Early Life and Education
Mensalvas grew up in San Manuel, Pangasinan in the Philippines, in a family whose small landholding became increasingly pressured by wealthier landlords. He received his primary schooling in Lingayen and later migrated to the United States in 1927, pursuing education and legal training as an attainable path for advancement. In Los Angeles, he worked to support himself while engaging community organizing efforts around Filipino association life.
He eventually left college after experiencing persistent discrimination and limits on professional and economic options for Filipinos in the United States. That departure redirected him from legal aspirations toward organizing work, particularly in agricultural labor contexts. His student years—formed in a climate of activism and exposure to radical ideas—helped equip him with the credibility and organizing sensibility he would later apply in union leadership.
Career
Mensalvas’s organizing career developed through the institutional channels of Filipino worker communities and established unions in the West. During the years when Filipino cannery labor in the region was consolidating, he became connected to organizing structures that represented Filipino-American workers. His transition into union work reflected both practical necessity and a broadened political outlook shaped by labor activism.
He served as a business agent for UCAPAWA, connecting his organizing work to the Filipino Alaska cannery workforce centered in Portland. That role positioned him at the intersection of workplace struggle, immigrant community leadership, and union administration. Through this work, he cultivated patterns of leadership that combined organization-building with an insistence on workers’ rights as a long-term mission.
After the death of his second wife in 1947, he moved into additional union responsibilities, serving Local 7 in Seattle for a year as a publicity director. That role emphasized communication and public framing, suggesting a leadership style that treated messaging as part of strategy rather than an afterthought. It also deepened his engagement with the internal dynamics of the Filipino-led union movement in the Pacific Northwest.

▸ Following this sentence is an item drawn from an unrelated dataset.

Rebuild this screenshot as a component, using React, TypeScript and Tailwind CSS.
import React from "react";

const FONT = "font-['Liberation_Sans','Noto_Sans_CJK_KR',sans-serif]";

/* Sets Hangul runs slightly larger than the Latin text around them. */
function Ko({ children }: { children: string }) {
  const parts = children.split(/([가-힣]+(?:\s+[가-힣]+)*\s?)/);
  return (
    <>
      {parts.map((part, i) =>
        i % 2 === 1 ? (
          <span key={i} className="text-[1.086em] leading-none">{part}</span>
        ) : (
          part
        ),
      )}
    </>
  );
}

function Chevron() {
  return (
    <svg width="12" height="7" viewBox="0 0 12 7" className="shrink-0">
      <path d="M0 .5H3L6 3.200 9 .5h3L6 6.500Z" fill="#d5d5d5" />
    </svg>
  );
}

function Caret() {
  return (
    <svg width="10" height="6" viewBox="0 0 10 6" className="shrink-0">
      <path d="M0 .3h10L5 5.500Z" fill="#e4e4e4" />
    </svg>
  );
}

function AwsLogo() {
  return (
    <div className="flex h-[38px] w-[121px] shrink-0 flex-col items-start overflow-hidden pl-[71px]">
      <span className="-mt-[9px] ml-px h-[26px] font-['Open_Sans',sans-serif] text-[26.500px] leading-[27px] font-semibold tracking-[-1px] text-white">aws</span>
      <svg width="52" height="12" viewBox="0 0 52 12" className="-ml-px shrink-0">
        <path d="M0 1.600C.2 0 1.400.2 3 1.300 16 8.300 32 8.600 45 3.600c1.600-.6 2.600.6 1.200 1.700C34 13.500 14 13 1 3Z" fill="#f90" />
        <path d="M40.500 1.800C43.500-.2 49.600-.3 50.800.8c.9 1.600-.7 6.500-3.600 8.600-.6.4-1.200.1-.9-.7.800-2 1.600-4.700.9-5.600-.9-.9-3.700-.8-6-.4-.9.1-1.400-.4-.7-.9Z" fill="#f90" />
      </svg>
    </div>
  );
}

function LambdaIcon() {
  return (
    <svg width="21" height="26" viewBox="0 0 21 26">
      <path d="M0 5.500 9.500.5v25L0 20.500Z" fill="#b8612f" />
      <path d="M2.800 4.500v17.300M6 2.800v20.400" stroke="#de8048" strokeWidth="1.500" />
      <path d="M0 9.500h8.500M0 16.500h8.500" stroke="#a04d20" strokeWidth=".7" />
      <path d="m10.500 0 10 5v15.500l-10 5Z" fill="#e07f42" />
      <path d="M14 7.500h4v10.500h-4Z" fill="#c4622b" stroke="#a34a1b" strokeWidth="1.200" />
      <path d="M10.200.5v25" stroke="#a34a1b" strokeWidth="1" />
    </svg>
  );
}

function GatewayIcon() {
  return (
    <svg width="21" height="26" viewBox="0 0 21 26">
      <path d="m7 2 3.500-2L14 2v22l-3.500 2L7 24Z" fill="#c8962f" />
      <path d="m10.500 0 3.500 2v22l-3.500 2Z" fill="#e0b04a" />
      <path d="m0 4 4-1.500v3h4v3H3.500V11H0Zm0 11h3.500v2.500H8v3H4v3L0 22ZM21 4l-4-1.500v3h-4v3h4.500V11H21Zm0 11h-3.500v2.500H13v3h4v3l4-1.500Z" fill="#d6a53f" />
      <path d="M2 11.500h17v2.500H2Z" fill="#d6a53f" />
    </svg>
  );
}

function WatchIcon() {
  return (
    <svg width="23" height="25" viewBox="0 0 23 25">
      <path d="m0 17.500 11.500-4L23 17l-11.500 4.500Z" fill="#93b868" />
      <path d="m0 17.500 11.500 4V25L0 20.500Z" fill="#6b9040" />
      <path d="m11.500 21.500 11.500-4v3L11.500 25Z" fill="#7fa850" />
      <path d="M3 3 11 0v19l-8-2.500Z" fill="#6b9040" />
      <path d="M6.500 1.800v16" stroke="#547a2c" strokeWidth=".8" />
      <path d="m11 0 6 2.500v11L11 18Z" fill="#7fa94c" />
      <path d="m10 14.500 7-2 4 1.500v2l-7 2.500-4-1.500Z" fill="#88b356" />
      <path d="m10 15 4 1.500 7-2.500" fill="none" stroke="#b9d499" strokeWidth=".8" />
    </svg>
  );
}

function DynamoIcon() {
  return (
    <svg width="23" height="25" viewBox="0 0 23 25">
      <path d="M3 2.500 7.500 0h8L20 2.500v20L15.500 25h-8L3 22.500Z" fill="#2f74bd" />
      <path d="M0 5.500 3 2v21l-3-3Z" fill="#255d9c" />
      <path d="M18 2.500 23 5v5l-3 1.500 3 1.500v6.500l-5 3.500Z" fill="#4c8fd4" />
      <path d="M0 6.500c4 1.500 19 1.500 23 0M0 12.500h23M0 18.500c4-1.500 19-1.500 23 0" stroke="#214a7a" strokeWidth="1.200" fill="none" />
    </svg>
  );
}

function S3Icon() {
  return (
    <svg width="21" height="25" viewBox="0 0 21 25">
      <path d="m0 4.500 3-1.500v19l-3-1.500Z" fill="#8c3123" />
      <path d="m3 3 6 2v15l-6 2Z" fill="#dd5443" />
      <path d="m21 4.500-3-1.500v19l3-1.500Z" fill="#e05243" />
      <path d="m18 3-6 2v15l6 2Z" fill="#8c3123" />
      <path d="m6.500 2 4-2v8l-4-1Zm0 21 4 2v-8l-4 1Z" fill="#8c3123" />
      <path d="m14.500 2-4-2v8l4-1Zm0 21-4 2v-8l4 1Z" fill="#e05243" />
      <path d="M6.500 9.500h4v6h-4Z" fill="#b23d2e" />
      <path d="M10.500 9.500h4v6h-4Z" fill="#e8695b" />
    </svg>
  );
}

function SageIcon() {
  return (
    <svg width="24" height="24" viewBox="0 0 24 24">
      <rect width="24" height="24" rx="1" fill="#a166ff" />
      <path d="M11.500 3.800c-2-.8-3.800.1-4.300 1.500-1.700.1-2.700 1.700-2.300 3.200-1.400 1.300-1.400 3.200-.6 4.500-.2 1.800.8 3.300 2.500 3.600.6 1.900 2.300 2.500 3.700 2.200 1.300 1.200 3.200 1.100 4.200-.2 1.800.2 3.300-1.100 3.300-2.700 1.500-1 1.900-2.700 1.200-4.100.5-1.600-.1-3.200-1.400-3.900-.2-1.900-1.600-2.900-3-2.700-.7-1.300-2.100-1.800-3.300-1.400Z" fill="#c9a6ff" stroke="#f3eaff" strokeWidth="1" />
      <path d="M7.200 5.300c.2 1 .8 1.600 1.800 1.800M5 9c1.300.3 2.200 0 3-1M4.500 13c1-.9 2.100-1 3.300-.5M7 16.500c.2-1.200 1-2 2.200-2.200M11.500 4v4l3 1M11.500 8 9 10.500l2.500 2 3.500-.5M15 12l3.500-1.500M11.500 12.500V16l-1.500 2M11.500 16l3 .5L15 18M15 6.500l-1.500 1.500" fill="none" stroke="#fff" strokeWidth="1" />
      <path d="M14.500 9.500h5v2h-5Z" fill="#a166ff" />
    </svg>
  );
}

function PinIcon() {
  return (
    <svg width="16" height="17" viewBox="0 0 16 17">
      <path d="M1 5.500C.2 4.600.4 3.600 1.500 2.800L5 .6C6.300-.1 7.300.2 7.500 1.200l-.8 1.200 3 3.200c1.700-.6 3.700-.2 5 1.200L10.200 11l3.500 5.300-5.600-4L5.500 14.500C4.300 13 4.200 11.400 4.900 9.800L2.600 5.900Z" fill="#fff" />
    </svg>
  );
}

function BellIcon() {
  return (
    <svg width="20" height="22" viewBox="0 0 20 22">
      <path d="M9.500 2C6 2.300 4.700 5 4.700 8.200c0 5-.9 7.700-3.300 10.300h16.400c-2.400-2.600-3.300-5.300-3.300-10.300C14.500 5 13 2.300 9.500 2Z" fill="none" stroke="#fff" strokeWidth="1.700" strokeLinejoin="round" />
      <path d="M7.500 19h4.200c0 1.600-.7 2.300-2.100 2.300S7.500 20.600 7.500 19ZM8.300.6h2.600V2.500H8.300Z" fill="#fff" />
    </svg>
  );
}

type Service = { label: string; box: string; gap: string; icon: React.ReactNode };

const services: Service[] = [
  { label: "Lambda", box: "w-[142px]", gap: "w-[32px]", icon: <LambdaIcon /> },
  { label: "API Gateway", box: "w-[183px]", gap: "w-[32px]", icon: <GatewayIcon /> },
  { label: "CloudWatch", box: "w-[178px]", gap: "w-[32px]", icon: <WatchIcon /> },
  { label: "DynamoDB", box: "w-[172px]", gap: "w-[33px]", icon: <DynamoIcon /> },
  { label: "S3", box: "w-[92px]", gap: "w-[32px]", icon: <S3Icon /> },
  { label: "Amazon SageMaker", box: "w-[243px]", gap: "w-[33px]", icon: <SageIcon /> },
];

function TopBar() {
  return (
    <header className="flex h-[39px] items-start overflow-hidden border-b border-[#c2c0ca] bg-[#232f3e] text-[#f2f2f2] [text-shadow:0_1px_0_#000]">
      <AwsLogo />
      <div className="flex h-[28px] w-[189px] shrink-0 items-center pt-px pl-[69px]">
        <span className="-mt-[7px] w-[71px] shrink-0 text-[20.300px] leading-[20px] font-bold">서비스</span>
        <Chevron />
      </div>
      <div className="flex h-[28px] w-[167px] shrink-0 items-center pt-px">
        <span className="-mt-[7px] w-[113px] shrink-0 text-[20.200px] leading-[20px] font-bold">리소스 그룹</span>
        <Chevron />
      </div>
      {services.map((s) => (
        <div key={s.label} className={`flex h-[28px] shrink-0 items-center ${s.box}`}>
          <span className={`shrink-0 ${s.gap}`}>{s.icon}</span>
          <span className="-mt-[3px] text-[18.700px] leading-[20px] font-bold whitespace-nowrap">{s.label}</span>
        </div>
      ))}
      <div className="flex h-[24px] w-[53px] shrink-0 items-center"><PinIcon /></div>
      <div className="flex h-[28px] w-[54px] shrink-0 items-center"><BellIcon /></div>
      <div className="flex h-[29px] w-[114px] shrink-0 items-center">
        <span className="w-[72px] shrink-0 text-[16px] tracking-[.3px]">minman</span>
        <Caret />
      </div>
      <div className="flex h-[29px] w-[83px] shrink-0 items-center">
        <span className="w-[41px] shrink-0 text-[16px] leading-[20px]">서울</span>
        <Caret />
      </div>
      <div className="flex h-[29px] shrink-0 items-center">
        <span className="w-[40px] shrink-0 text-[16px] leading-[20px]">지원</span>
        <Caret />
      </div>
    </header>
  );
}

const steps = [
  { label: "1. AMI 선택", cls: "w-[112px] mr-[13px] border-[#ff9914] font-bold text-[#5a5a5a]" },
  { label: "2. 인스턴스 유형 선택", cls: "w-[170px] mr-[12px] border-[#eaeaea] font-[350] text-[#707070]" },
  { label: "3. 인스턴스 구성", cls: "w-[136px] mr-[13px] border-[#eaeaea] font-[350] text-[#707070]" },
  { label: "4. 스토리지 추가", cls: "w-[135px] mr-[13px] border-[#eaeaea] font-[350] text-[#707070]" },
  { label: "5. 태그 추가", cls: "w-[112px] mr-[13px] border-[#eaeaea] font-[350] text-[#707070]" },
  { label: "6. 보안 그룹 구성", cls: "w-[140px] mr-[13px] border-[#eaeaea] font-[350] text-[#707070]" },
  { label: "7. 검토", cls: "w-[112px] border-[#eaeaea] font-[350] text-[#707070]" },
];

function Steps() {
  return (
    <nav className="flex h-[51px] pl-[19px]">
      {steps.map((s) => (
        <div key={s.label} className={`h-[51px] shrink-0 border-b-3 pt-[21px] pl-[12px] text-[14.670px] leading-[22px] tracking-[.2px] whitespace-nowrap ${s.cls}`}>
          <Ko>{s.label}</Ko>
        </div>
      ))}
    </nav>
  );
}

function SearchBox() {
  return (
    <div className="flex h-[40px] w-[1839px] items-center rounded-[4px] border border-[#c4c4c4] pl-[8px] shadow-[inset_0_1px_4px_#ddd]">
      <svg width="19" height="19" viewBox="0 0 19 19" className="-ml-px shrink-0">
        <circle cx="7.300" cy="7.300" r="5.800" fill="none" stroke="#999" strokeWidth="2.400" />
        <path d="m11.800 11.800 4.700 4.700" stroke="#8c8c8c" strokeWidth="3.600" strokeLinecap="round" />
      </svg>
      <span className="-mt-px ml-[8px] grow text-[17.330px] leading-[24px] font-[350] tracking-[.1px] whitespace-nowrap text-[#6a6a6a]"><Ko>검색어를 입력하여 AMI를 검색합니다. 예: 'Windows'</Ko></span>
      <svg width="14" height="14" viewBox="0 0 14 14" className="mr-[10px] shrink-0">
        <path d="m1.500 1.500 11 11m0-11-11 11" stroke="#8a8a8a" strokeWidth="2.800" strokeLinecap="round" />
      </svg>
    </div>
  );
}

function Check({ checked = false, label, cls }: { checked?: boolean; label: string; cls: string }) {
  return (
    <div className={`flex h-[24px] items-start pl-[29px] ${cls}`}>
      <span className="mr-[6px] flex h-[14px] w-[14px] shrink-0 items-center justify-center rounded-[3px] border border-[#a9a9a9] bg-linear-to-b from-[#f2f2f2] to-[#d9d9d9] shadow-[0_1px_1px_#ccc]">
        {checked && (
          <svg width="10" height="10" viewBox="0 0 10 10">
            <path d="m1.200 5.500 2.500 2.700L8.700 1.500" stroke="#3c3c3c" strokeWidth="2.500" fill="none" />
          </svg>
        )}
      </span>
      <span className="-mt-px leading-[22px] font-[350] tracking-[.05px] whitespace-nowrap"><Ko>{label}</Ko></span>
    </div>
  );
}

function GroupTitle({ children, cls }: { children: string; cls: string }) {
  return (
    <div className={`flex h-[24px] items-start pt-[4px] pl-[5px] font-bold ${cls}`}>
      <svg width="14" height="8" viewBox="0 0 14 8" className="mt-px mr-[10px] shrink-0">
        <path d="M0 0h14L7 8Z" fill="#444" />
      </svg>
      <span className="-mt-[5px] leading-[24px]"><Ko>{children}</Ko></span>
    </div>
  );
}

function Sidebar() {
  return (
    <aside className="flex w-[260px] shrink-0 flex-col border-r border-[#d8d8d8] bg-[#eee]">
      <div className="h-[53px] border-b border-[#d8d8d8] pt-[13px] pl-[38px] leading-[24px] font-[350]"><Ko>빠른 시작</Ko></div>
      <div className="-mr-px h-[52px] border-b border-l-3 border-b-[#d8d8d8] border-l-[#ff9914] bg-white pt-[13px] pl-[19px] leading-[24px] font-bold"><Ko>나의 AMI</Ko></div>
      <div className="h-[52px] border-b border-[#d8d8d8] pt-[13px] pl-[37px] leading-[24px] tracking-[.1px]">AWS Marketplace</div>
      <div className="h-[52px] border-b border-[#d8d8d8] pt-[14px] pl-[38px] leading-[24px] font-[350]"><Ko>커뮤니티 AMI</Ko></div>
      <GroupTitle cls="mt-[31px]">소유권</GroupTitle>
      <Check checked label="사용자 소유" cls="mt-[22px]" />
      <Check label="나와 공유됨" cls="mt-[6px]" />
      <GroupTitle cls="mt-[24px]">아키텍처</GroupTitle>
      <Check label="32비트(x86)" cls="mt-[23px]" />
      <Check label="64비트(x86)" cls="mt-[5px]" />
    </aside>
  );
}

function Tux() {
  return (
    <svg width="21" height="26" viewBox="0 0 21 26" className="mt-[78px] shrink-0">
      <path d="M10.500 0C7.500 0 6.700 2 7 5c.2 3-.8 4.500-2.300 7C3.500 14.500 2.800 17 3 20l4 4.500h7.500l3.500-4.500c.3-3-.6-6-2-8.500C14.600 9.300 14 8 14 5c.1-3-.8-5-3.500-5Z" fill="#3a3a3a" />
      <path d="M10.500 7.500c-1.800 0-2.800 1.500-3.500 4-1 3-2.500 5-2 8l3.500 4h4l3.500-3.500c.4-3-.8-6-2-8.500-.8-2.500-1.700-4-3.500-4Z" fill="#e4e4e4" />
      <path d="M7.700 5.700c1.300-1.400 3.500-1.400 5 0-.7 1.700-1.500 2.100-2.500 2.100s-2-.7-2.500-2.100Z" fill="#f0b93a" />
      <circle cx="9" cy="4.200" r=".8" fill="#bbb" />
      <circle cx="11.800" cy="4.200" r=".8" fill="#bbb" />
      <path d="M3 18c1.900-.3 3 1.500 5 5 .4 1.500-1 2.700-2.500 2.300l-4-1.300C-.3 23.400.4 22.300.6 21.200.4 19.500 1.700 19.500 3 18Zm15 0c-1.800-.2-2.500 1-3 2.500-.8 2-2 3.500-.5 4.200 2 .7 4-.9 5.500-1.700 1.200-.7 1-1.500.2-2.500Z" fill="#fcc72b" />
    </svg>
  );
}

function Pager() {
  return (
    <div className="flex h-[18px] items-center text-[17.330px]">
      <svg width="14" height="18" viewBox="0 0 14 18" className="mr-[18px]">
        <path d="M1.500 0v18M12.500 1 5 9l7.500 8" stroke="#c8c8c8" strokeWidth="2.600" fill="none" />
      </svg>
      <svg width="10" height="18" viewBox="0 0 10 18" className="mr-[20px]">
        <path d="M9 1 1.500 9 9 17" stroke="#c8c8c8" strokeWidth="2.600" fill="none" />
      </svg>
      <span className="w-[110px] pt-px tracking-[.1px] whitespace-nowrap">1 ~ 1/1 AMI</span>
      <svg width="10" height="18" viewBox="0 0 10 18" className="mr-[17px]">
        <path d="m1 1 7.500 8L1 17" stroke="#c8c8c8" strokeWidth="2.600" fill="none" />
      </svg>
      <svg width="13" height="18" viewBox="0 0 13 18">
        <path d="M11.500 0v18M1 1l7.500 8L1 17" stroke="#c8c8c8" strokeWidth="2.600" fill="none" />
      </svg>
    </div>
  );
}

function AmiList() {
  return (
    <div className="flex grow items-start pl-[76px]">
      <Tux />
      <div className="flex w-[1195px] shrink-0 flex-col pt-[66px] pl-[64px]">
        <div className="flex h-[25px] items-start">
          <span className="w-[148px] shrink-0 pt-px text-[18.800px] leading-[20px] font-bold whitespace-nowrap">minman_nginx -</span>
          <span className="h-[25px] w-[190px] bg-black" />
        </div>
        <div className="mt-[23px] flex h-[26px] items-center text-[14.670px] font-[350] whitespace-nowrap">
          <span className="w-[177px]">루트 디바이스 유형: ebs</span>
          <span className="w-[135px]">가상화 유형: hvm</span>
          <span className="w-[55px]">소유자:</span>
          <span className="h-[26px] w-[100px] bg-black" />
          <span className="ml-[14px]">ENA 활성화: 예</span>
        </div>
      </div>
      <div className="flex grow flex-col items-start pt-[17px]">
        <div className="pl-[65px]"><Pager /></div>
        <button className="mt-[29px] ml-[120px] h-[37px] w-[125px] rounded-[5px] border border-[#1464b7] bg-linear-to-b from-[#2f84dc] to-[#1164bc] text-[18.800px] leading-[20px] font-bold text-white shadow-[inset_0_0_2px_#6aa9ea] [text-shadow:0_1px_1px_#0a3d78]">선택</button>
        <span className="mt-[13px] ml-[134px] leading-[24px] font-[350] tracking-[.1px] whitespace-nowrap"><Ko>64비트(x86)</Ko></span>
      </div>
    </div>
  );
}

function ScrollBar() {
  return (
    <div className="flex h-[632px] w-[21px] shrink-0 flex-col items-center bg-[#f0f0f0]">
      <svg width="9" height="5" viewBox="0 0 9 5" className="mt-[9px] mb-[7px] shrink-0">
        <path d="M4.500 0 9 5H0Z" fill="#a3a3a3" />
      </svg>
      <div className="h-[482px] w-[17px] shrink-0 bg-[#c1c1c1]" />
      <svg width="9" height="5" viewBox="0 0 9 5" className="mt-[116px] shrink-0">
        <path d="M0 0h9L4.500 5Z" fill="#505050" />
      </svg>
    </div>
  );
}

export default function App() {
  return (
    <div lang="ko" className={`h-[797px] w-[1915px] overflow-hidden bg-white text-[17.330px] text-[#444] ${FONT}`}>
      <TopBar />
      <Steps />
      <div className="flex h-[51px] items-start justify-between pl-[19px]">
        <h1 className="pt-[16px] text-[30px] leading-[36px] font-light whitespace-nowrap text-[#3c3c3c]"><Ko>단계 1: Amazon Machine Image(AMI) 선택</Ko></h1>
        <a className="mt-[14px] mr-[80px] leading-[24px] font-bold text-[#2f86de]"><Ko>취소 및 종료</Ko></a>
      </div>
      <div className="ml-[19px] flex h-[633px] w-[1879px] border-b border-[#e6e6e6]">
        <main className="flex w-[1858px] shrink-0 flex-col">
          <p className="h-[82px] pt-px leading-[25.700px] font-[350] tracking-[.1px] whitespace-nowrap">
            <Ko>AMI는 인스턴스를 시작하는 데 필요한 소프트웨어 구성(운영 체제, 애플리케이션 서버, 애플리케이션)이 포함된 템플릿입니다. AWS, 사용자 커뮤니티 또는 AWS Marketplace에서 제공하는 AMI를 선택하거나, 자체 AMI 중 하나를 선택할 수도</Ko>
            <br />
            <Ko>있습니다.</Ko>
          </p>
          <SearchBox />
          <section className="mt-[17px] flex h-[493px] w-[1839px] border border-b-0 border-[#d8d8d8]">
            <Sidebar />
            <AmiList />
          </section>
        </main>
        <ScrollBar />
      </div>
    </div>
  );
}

In 1948 he relocated to Stockton to lead efforts connected to the asparagus strike, stepping into strike leadership under high pressure. The strike’s outcome and the financial drain that followed underscored the material risks of labor confrontation, even when workers’ cause was morally clear. The experience nonetheless reinforced his commitment to union action and set the stage for later consolidation and leadership roles.
Following these developments, Local 266 merged with Local 7, becoming Local 37 of the International Longshore and Warehouse Union (ILWU) in a period often described as dual unionism. Mensalvas’s leadership continued through that organizational transition, and he served as president of the merged entity from 1949 to 1959. Under that mandate, he helped institutionalize Filipino leadership within a major West Coast union structure, strengthening continuity across prior local identities.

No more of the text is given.